PROBLEM DESCRIPTION: Bring together all lines of the material below that contain the string "this".

EXTRACTED INFORMATION:
##########

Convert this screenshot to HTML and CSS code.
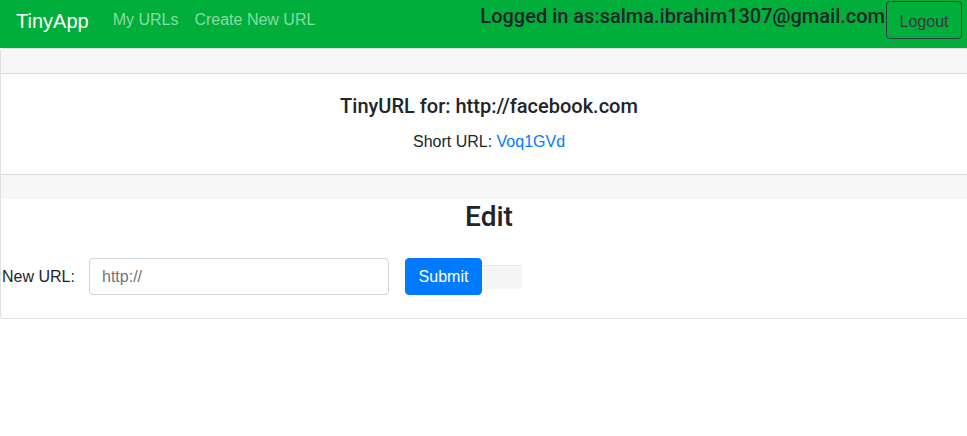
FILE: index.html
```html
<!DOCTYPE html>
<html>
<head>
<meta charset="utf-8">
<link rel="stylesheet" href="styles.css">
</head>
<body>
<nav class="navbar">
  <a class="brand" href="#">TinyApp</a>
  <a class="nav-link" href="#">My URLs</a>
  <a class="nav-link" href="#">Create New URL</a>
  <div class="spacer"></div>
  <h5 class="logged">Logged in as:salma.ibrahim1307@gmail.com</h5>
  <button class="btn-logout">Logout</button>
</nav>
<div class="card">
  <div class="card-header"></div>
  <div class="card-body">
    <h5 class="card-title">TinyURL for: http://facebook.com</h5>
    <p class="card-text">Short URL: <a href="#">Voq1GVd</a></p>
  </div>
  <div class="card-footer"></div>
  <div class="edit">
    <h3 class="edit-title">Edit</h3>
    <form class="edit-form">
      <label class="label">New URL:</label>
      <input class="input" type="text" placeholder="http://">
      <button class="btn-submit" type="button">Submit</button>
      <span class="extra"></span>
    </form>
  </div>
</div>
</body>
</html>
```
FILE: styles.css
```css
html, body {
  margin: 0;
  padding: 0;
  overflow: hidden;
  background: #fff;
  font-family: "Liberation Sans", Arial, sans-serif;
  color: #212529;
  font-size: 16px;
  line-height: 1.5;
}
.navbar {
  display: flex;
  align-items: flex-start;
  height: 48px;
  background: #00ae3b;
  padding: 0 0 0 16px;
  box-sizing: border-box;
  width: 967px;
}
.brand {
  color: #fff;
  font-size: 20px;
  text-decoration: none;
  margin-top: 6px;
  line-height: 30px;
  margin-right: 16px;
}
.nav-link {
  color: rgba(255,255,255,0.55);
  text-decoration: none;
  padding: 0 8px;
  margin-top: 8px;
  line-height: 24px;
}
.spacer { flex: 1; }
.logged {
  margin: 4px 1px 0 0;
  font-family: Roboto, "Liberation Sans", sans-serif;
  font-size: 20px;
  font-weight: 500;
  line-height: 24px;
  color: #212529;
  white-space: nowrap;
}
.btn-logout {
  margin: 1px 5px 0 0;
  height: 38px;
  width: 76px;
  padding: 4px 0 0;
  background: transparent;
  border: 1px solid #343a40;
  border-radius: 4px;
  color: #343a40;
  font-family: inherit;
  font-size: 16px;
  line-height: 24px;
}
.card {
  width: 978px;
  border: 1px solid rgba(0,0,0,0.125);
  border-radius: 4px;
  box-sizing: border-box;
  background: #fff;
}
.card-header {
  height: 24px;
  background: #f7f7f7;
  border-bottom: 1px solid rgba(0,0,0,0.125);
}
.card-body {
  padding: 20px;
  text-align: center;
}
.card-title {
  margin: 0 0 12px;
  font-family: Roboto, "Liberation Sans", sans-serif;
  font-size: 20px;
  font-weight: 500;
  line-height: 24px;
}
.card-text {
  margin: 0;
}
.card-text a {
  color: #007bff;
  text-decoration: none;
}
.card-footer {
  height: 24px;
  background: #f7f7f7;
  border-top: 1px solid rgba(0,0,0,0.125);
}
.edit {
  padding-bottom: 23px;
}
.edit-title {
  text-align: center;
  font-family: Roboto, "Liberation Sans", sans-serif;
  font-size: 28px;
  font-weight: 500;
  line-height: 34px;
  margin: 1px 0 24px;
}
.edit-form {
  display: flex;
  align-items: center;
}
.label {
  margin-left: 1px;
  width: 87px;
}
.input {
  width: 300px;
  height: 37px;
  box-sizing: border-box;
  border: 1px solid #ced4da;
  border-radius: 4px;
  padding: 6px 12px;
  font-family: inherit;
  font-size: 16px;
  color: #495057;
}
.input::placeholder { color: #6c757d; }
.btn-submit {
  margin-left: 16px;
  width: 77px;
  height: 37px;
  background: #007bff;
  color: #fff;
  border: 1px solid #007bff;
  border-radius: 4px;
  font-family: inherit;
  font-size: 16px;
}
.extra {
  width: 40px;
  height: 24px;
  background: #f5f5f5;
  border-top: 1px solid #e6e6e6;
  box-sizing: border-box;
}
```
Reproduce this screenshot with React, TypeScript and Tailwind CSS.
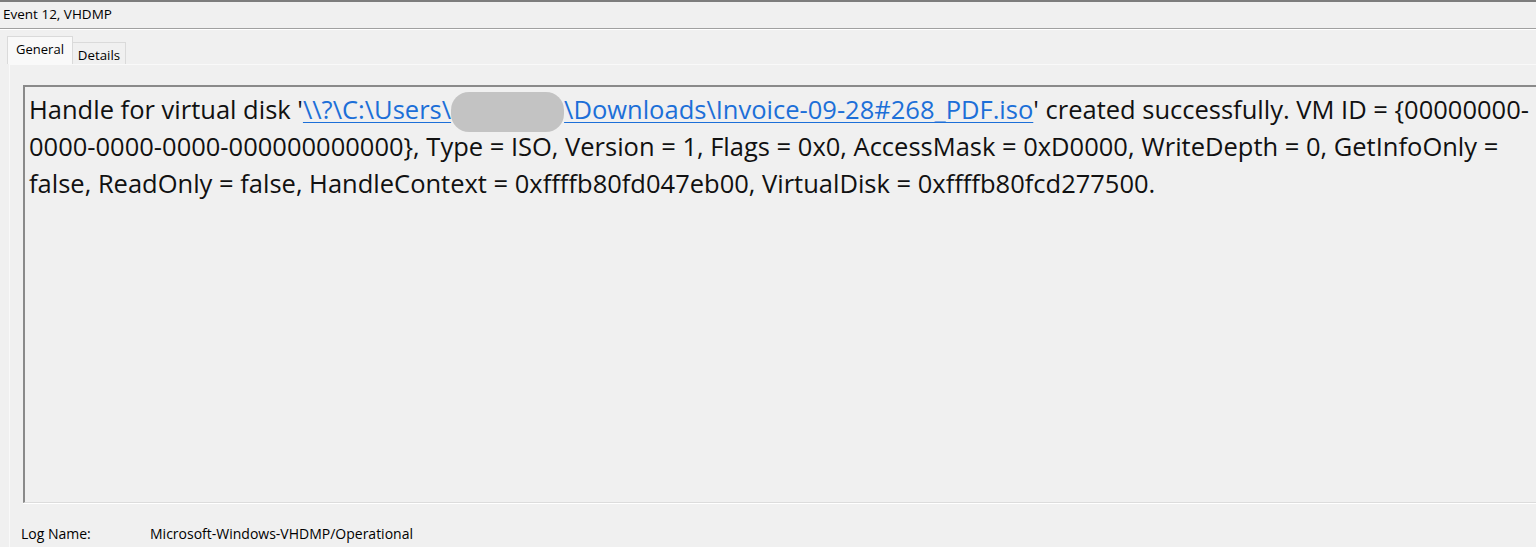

##########

FINISHED EXERCISE:
Convert this screenshot to HTML and CSS code.
Reproduce this screenshot with React, TypeScript and Tailwind CSS.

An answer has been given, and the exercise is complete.